* **Given request**: Scan each line of the records for the word "index" and extract the ones that have it.

Begin

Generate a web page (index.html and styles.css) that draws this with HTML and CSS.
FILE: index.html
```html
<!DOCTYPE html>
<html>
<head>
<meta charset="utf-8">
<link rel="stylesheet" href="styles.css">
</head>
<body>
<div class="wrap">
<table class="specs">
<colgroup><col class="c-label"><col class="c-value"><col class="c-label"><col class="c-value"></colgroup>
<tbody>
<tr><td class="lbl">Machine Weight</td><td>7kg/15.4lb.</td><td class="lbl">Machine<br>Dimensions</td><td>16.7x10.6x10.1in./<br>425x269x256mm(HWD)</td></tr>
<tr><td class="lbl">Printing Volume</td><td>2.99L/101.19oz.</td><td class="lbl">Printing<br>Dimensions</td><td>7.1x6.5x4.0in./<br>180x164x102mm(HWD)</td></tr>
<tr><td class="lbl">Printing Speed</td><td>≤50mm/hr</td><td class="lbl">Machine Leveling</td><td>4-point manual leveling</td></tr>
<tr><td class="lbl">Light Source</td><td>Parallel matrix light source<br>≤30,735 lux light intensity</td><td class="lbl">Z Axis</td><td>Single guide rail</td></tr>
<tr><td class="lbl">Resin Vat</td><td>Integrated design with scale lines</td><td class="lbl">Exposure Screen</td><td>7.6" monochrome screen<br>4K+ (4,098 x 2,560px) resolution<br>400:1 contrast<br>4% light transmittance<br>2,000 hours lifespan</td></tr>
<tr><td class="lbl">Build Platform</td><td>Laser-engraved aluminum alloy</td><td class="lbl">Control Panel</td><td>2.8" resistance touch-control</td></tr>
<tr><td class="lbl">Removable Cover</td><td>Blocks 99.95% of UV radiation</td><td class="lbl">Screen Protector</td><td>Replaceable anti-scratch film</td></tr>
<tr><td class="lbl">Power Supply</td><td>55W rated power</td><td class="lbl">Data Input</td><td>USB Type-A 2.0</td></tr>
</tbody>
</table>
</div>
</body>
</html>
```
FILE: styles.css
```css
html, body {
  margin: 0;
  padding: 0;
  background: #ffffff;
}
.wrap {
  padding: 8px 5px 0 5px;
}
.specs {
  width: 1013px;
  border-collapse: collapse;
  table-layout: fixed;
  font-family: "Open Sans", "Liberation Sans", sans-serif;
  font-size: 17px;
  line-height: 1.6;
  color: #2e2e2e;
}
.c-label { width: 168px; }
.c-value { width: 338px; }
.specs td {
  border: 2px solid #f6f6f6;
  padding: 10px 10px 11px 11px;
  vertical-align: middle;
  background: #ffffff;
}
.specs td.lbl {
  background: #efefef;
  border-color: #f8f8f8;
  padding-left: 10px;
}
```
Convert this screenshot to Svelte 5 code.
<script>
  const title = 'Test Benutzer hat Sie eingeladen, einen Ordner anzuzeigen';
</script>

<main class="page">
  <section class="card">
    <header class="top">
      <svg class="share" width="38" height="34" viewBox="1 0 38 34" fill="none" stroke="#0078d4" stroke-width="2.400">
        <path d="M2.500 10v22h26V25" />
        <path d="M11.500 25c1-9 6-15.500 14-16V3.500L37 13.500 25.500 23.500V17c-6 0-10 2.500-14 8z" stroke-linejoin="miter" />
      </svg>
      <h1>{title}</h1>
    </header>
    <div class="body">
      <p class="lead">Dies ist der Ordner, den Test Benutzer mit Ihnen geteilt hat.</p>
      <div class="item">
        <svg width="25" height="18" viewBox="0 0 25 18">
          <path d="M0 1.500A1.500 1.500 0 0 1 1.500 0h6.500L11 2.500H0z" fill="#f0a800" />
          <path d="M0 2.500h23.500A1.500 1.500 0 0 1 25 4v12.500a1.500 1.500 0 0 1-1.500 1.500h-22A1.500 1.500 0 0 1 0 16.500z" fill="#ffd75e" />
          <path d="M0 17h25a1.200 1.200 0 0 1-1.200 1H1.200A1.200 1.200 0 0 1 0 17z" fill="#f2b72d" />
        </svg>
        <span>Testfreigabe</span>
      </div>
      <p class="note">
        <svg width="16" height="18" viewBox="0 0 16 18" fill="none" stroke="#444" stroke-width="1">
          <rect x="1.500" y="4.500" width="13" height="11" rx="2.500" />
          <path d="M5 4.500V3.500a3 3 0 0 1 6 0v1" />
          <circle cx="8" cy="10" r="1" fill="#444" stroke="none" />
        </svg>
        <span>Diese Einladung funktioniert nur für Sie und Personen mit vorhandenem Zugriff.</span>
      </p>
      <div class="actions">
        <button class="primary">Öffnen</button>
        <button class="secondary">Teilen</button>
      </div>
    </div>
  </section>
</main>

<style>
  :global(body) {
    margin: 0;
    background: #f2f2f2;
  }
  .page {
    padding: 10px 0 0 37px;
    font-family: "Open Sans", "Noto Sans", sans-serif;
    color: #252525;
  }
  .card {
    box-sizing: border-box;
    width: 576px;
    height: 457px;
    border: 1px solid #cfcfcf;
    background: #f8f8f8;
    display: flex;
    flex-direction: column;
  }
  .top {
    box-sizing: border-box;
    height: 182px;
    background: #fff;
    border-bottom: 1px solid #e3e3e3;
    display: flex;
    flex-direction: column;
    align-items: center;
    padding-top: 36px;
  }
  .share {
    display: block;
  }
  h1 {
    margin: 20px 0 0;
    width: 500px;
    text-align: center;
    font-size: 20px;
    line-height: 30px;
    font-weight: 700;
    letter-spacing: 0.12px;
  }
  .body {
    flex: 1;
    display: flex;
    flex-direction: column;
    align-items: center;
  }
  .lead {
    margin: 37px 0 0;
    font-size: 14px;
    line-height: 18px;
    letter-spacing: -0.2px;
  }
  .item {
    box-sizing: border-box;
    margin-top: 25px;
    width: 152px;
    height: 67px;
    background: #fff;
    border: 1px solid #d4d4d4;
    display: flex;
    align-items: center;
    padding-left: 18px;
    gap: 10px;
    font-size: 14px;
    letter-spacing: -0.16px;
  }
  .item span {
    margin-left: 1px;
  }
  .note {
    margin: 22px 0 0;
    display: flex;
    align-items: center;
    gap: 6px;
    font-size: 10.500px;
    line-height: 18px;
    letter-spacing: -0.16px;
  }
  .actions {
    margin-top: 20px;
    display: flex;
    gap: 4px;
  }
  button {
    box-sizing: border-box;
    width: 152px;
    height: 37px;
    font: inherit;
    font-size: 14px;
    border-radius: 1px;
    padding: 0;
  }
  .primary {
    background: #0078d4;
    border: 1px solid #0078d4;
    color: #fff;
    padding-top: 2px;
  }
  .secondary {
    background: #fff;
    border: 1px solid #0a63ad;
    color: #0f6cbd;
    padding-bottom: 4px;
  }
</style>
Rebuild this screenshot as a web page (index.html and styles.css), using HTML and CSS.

End

* **Exercise solution**:
Generate a web page (index.html and styles.css) that draws this with HTML and CSS.
FILE: index.html
Rebuild this screenshot as a web page (index.html and styles.css), using HTML and CSS.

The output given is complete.